**Aim**
Take each line containing "code" and report it exactly as written.

**Entries supplied**
-- START --
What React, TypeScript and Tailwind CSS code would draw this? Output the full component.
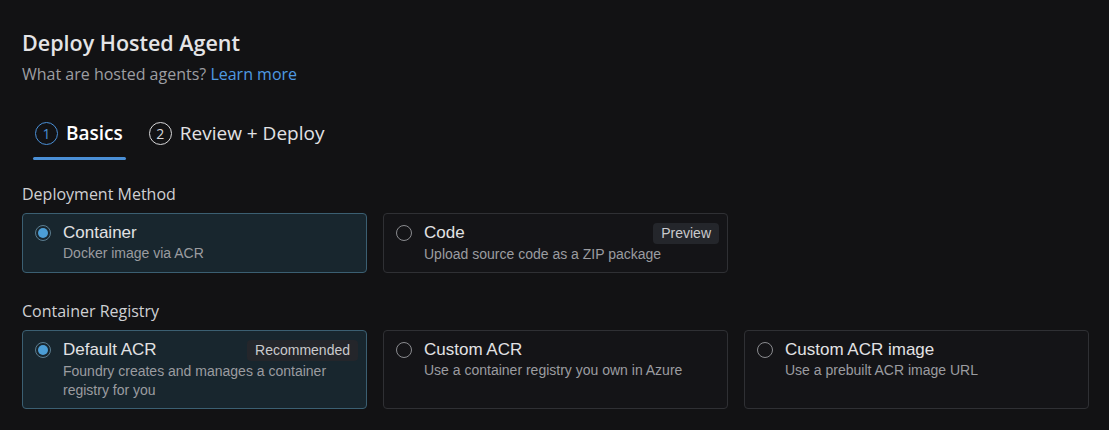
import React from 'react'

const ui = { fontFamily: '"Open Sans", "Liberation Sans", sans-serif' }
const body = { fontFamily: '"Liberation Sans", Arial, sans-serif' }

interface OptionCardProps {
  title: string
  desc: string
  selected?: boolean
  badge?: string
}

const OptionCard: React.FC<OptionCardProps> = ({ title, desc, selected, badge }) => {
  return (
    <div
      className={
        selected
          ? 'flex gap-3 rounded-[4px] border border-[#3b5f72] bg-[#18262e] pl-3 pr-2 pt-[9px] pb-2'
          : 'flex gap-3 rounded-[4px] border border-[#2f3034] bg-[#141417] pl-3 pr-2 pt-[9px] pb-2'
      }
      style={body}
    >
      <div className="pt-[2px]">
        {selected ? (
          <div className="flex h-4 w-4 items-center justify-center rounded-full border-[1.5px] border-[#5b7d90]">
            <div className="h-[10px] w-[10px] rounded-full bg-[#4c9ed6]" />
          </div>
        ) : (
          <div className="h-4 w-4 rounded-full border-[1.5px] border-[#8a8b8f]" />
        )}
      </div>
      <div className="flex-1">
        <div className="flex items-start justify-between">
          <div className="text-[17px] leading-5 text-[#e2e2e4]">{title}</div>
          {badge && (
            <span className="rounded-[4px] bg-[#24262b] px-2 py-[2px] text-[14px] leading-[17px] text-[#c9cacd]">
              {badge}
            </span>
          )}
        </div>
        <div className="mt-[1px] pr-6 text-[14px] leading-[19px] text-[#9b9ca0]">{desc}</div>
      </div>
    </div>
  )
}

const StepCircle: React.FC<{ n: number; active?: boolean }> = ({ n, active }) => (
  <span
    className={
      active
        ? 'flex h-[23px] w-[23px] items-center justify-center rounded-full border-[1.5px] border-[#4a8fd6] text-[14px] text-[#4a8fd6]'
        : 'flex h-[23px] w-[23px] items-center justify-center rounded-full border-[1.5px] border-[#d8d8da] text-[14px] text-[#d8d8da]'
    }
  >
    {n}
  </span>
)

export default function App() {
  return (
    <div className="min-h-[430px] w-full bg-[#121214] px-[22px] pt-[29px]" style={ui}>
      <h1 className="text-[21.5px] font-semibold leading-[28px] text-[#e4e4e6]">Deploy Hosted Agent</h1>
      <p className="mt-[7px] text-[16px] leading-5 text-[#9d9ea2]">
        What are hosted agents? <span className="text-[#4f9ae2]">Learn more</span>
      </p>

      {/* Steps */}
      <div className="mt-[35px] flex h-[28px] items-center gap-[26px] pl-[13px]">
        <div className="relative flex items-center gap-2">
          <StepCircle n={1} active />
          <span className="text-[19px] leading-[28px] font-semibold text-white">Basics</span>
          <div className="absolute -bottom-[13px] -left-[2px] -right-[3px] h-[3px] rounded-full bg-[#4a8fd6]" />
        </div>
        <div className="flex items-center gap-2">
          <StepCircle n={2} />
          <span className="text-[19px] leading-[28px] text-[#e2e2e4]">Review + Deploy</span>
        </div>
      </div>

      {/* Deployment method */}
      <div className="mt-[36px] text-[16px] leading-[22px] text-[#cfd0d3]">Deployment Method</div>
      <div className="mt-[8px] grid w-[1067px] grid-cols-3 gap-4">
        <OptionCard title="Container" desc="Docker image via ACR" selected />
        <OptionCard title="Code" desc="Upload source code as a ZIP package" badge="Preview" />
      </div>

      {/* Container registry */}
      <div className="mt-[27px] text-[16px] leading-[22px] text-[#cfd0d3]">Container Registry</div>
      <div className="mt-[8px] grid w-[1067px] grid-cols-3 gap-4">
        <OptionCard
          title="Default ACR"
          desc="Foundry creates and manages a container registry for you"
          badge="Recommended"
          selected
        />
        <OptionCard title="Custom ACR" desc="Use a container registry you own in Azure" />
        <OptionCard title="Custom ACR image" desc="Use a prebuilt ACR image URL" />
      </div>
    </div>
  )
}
-- END --
-- START --
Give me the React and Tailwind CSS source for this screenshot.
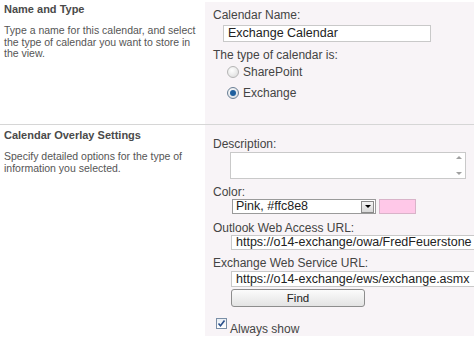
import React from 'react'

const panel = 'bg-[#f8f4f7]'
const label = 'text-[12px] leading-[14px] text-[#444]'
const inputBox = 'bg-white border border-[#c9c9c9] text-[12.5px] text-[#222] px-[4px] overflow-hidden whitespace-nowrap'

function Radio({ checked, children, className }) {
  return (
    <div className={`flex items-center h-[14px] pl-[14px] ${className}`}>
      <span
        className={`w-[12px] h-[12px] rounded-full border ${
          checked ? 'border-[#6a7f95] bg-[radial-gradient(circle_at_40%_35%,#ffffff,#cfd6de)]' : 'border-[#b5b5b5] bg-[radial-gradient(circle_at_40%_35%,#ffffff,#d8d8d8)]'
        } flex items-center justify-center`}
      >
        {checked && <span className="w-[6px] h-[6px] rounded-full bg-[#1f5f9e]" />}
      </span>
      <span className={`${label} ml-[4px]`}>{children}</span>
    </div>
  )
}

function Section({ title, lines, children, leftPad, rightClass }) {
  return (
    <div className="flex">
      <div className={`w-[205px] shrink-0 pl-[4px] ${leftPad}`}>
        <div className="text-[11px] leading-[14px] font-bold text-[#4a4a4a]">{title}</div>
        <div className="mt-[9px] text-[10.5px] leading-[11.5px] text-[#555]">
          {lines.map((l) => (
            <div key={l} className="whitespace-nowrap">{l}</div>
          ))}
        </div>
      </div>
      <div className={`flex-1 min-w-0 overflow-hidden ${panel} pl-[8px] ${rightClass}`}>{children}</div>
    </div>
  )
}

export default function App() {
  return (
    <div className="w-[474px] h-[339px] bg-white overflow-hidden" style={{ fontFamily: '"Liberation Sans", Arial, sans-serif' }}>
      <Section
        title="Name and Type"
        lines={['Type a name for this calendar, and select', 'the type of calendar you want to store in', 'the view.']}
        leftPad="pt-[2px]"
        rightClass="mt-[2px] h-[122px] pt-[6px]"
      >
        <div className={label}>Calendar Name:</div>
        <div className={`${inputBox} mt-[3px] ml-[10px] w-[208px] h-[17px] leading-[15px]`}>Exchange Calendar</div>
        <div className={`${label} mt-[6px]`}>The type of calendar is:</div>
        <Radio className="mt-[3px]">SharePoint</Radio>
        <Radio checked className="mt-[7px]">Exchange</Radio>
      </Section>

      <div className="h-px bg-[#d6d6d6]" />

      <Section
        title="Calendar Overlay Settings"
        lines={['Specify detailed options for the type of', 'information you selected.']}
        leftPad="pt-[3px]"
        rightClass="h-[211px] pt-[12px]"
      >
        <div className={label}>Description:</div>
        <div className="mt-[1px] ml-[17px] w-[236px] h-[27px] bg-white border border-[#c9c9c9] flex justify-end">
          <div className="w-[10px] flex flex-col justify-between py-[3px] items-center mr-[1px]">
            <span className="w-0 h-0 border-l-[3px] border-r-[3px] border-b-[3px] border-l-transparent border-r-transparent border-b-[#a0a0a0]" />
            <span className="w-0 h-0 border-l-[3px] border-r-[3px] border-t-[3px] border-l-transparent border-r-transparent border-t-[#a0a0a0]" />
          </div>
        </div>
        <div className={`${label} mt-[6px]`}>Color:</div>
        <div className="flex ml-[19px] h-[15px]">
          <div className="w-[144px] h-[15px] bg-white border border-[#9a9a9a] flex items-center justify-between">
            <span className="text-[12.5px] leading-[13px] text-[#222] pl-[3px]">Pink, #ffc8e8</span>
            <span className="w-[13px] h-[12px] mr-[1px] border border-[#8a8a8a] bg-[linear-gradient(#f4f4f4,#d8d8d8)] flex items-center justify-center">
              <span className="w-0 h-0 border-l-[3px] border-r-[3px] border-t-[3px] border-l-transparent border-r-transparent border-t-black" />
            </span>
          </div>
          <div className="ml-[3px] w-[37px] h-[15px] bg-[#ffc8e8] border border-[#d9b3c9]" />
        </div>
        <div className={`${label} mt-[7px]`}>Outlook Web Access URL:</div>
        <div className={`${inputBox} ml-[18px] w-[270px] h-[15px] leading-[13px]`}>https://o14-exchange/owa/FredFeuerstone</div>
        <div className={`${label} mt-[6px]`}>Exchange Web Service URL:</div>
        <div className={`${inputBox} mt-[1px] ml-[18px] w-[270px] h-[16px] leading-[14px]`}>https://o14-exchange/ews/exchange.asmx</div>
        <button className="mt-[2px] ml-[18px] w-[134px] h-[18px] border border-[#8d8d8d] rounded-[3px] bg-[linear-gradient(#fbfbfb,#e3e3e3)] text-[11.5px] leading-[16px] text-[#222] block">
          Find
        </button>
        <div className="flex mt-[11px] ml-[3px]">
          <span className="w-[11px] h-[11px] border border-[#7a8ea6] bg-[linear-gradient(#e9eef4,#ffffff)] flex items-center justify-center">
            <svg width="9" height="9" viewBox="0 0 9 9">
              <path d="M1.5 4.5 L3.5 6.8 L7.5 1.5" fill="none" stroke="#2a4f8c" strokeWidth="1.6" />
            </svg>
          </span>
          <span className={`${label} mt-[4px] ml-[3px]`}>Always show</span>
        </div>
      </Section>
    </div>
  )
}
-- END --
**Response to the exercise**
What React, TypeScript and Tailwind CSS code would draw this? Output the full component.
        <OptionCard title="Code" desc="Upload source code as a ZIP package" badge="Preview" />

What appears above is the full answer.